C’est une réalité qui s’explique par le fait qu’elle a d’abord et beaucoup recruté dans une « élite », parmi les premiers « lettrés ». S’y ajoute que l’appartenance à la franc-maçonnerie pendant longtemps a été vue comme un signe de distinction sociale, comme une médaille que l’on arbore fièrement pour revendiquer son appartenance à un cercle restreint, un « happy few ». Ceci vient en contradiction avec l’objectif de large diffusion des idéaux qu’elle prône.
12/La démarche maçonnique implique de pénétrer dans l'univers des symboles : y-a-t ‘il une spécificité africaine dans la compréhension des symboles ?
Je disais plus haut qu’il a existé et existe toujours de nombreuses sociétés initiatiques africaines. Sans tomber dans le cliché de l’Afrique comme continent mystique (toutes les sociétés ont leurs spiritualités, c’est inhérent à l’homme) je crois pouvoir dire qu’en Afrique le symbolisme est très présent.
13/ Y-a-t-il des symboles africains qui ont une correspondance avec des symboles maçonniques ? et si oui, lesquels et comment ?
Si on se réfère à l’histoire ancienne et qu’on restitue à l’Egypte toute son africanité, on ne peut que reconnaître les apports de cette civilisation au symbolisme ésotérique en général et maçonnique en particulier. La FM a repris de nombreux symboles « africains » sous ce rapport-là. Les mythes égyptiens, les cultes solaires égyptiens sont autant de références africaines.
Plus près de nous, dans les sociétés secrètes traditionnelles, qui sont souvent issues de castes professionnelles (chasseurs, forgerons, etc.…) il y a un usage très symbolique des quatre éléments que sont la terre, l’eau, l’air et le feu.
Ces sociétés initiatiques, qui pratiquent souvent des rites de passage, précisons-le, utilisent beaucoup la symbolique des outils qu’ils manipulent dans leur corporation. Voilà encore une similitude avec la FM. Notons enfin que le cercle, figure géométrique connue dans le monde entier, est bien présente dans la symbolique africaine. Les arbres à palabre, instance de délibération et de décision, par la solennité de leur organisation et le rituel qui préside à leur tenue (sans jeu de mot) rappellent à bien des égards l’organisation de la prise de parole en loge.
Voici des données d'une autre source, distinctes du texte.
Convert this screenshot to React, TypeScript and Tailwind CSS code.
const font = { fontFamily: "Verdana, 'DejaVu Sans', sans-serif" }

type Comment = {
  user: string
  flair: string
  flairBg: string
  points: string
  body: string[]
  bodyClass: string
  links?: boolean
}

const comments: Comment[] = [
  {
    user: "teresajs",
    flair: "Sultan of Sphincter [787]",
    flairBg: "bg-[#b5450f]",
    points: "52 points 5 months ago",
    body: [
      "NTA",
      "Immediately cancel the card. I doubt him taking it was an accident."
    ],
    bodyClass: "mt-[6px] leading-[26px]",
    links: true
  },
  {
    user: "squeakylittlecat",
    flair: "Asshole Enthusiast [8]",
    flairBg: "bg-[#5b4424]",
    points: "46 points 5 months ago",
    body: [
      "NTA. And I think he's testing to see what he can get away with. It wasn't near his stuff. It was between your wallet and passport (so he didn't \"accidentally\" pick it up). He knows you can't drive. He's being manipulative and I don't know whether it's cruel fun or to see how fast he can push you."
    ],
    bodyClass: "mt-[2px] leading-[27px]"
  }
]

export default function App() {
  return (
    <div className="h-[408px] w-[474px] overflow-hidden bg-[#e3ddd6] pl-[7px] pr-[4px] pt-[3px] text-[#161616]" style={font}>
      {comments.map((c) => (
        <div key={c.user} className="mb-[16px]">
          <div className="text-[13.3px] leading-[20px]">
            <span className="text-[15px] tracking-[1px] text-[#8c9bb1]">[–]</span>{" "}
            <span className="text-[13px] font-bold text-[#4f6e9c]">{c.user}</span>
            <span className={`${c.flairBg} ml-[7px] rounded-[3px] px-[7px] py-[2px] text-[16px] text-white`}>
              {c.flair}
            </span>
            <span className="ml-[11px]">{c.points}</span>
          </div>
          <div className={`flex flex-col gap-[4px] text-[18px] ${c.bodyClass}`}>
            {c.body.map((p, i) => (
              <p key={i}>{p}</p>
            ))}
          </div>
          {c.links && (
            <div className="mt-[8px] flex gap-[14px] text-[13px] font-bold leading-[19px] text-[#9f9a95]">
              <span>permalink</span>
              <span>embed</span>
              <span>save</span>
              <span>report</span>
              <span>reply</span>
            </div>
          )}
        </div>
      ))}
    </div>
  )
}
On peut enfin citer le miroir que de nombreux prêtres de « religions traditionnelles africaines » utilisent et qui est présent notamment lors des initiations dans certains rites maçonniques.
14/ On dit généralement que dans la culture africaine, il y a toujours une sensibilité animiste ; est-ce un élément qui favorise ou qui freine l'appropriation de la démarche maçonnique ?
Ce serait plutôt un élément qui favorise la FM car l’animisme a souvent un cérémonial très élaboré avec une forte charge mystique. Le chemin d’abstraction qui permet de passer de l’outil au symbole y est très présent. S’y ajoute que les animismes sont souvent des polythéismes. Il y a plusieurs Dieux dans leurs panthéons. A l’inverse des religions dites « révélées » qui n’aiment pas la cohabitation. Mais entendons-nous bien, la FM n’est pas une religion !
15 / Comment envisagez-vous l'avenir de la franc-maçonnerie en Afrique ?
Au-delà de la Franc-Maçonnerie, c’est la question de l’avenir des libertés civiles et politiques qu’il faut poser en Afrique. A mon sens, là où ces libertés croîtrons, il y aura de la place pour les libertés philosophiques et donc pour la FM. Les temps sont maussades, entre la pression démographique et les défis économiques, il faudra l’essor d’une classe moyenne assez consciente des enjeux pour ne pas baisser les bras face à la montée des périls. Je regarde aussi un autre indicateur, c’est l’état de l’éducation. Il ne pousse pas à l’optimisme. Mais nul n’est besoin d’espérer pour entreprendre, ni de réussir pour persévérer, nous dit Guillaume Ier d’Orange. La tâche est immense, attelons nous y sans tarder.
16/ Avez-vous un message à faire passer aux francs-maçons européens qui vous liront ? Et si oui, lequel ?
Je leur dirai de ne pas considérer l’Afrique comme une terre perdue pour la FM. Il y a bien sûr un travail de longue haleine mais l’ampleur de la tâche ne doit pas pousser au découragement. La fraternité doit être universelle et bâtir des ponts vaut toujours mieux que de bâtir des murs. Très concrètement, ils peuvent être plus regardant envers leurs pouvoirs publics notamment par rapport à leurs politiques « africaines », s’assurer qu’elles sont en faveur de la promotion des populations et non uniquement orientées vers le profit écervelé.
Qu’ils soient à la hauteur des idéaux qu’ils défendent, qu’ils les incarnent car rien n’est jamais acquis. La liberté est une conquête permanente. La montée des radicalités y compris et surtout en Afrique, doit nous poussez à promouvoir les vertus de tolérance et de dialogue de la FM. Se placer au centre du cercle, jamais aux extrêmes, ainsi nous ne serons jamais perdus et pourrons même rassembler ce qui est épars.
NDLR : Pour des raisons de discrétion, nous avons substituer les nom et prénom de notre invité.